He asked if Herriot had given me any definite proposal to submit to Italy. I told him no, that I had not asked for it, and in fact didn’t want it because I did not care to bring a proposal to him without his prior consent, but that I doubted if that would be the best way to handle it anyhow. He asked what I thought would be the best way, if I thought M. Herriot would be willing to send a naval representative here to try to reach an agreement with Italy. I told him I didn’t know about that but I was under the impression that it would be advisable, if not necessary, for England to take part in the negotiations for a naval agreement, and that, if it were desired, we would be glad to sit in and be helpful in any way we could; that Italy and France might each submit a proposal, or it might be better first for the respective naval experts to endeavor to arrive at a tentative basis, as they could talk freely without committing their governments. He said that while he wanted to reach an agreement he was reluctant to submit a proposal himself, because since France had turned down the March accord he felt that it was up to France to make the move; and that France must recognize that she must respect the dignity of Italy and her national interests. I told him that the procedure would be something we could think over, but that since both Italy and France have not [now] expressed to us their desire to reach a settlement, we could talk this over with the British and have the technical representatives have some preliminary talks and see if we could not evolve some compromise agreement. Without specifically saying so, he seemed quite willing to fall into line on any procedure that did not put Italy in the position of making a proposal that might be turned down by France.

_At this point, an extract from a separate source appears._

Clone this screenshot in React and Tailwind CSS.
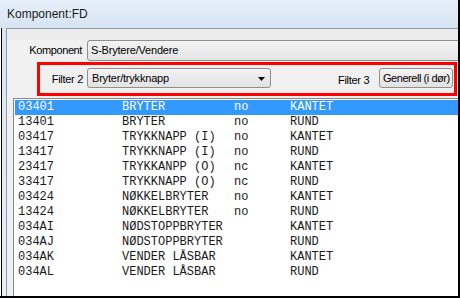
import React from "react";

const rows = [
  ["03401", "BRYTER", "no", "KANTET"],
  ["13401", "BRYTER", "no", "RUND"],
  ["03417", "TRYKKNAPP (I)", "no", "KANTET"],
  ["13417", "TRYKKNAPP (I)", "no", "RUND"],
  ["23417", "TRYKKANPP (O)", "nc", "KANTET"],
  ["33417", "TRYKKNAPP (O)", "nc", "RUND"],
  ["03424", "NØKKELBRYTER", "no", "KANTET"],
  ["13424", "NØKKELBRYTER", "no", "RUND"],
  ["034AI", "NØDSTOPPBRYTER", "", "KANTET"],
  ["034AJ", "NØDSTOPPBRYTER", "", "RUND"],
  ["034AK", "VENDER LÅSBAR", "", "KANTET"],
  ["034AL", "VENDER LÅSBAR", "", "RUND"],
];

export default function App() {
  return (
    <div className="w-[460px] h-[298px] overflow-hidden flex flex-col bg-[#f0f0f0] border-r-2 border-b-2 border-black font-['Liberation_Sans',Arial,sans-serif]">
      {/* Title bar */}
      <div className="h-[28px] shrink-0 flex items-center pl-[7px] bg-gradient-to-b from-[#e6eff9] via-[#dfeaf6] to-[#d6e3f1]">
        <span className="text-[12px] text-[#1b1b1b] leading-none">Komponent:FD</span>
      </div>
      {/* Body */}
      <div className="flex-1 flex min-h-0">
        <div className="w-[1px] bg-white" />
        <div className="w-[1px] bg-black" />
        <div className="w-[4px] bg-gradient-to-b from-[#d9e5f2] to-[#eceff2]" />
        <div className="flex-1 min-w-0 flex flex-col border-l border-t border-[#8e9aa8] bg-[#f0f0f0]">
          {/* top band */}
          <div className="h-[11px] shrink-0 bg-[#ececec]" />
          {/* Komponent row */}
          <div className="h-[21px] shrink-0 flex items-center">
            <div className="w-[75px] text-right text-[11px] text-black leading-none tracking-[-0.4px]">Komponent</div>
            <div className="ml-[5px] flex-1 -mr-[10px] h-[21px] rounded-[3px] border border-[#8e8f8f] bg-gradient-to-b from-[#f3f3f3] to-[#e4e4e4] flex items-center pl-[3px]">
              <span className="text-[11px] text-black leading-none tracking-[-0.2px]">S-Brytere/Vendere</span>
            </div>
          </div>
          {/* Red annotated filter box */}
          <div className="mt-[1px] ml-[30px] w-[420px] h-[34px] shrink-0 border-[3px] border-[#ff0000] flex items-start">
            <div className="w-[43px] mt-[9px] text-right text-[11px] text-black leading-none tracking-[-0.3px]">Filter 2</div>
            <div className="ml-[4px] mt-[3px] w-[184px] h-[20px] rounded-[3px] border border-[#8e8f8f] bg-gradient-to-b from-[#f3f3f3] to-[#e2e2e2] flex items-center pl-[4px] pr-[5px]">
              <span className="flex-1 text-[11px] text-black leading-none tracking-[-0.2px]">Bryter/trykknapp</span>
              <svg width="7" height="4" viewBox="0 0 7 4" className="mt-[1px]">
                <polygon points="0,0 7,0 3.5,4" fill="#000" />
              </svg>
            </div>
            <div className="ml-[67px] w-[41px] mt-[10px] text-[11px] text-black leading-none tracking-[-0.3px]">Filter 3</div>
            <div className="mt-[3px] w-[74px] h-[20px] rounded-[3px] border border-[#8e8f8f] bg-gradient-to-b from-[#f3f3f3] to-[#e2e2e2] flex items-center pl-[3px] overflow-hidden">
              <span className="text-[11px] text-black leading-none whitespace-nowrap tracking-[-0.45px]">Generell (i dør)</span>
            </div>
          </div>
          {/* List */}
          <div className="mt-[2px] ml-[6px] flex-1 min-h-0 border-l border-t border-[#828790] bg-white pt-[1px] pl-[1px] overflow-hidden font-['Liberation_Mono','Courier_New',monospace] text-[12px]">
            {rows.map((r, i) => (
              <div
                key={i}
                className={
                  "h-[15px] flex items-center whitespace-pre leading-[15px] pl-[3px] " +
                  (i === 0 ? "bg-[#3399ff] text-white" : "text-[#1a1a1a]")
                }
              >
                <span className="w-[104px] shrink-0">{r[0]}</span>
                <span className="w-[112px] shrink-0">{r[1]}</span>
                <span className="w-[56px] shrink-0">{r[2]}</span>
                <span>{r[3]}</span>
              </div>
            ))}
          </div>
        </div>
      </div>
    </div>
  );
}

We then had some discussion as to the Disarmament Conference, in which he showed impatience at not getting anywhere. I told him that it had been very trying on everyone’s patience but that the mere fact that we had sat in Geneva for so long without accomplishing anything very definite and satisfactory made it all the more necessary to go further now than we would have had to go had we reached an agreement at the early stages of the Conference. At the beginning public opinion would have been satisfied with an agreement merely to limit existing armaments. Through the delay, however, in even doing this, public opinion will not now be satisfied unless there is a substantial reduction and limitation, and I thought that if we could get France and Italy into the naval treaty quickly, this would prepare the way for an all round agreement, and we ought to be able to reach a general basis of agreement very shortly. He said he was pleased to have my views as to that, [Page 553]and hoped we might do something, and that Italy was ready to do her share. He then thanked me for my visit and said that he felt that it would have good results.

He then arose and we stood to talk a little and Mr. Suvich then spoke to Mr. Mussolini, and we invited Mr. Dulles in. We then got on to a discussion of the Manchurian question and the League’s action about that.

I mentioned a reference in Mr. Mussolini’s speech at Turin to the general effect that the power of the League has seemed to decrease in direct proportion to the distance from the subject with which it was dealing. I added that if this were really the case it would have a very unfortunate effect upon American collaboration, as it would go far to justify criticism which had been usually directed against the League in the United States, namely, that it was really a European institution. Here in the Manchurian problem was a real opportunity for the League to secure the collaboration of the United States in world problems of common concern and show that it was something more than a European institution. Further, the Manchurian problem presented a test of the principle in which Italy and all countries were vitally interested, namely, that treaties should not be modified by force of arms. At the present time there were two real danger spots in the world, namely, Germany and Japan, where the military element was in the saddle. In Germany there was an inflamed state of mind due to a deep and perhaps justifiable resentment. The German problem must therefore be handled by a real effort on the part of the Powers to carry out their obligations under the Treaty of Versailles and effect some substantial disarmament and thereby satisfy the element of justice in the German claim and at the same time prevent Germany from rearming. In the same way the Manchurian problem could be dealt with if Great Britain, Italy and France and the United States could agree upon a just and equitable line of action, and then firmly and unitedly support it. Mr. Mussolini made no specific comment but indicated his assent as to the necessity for common action by the Powers mentioned.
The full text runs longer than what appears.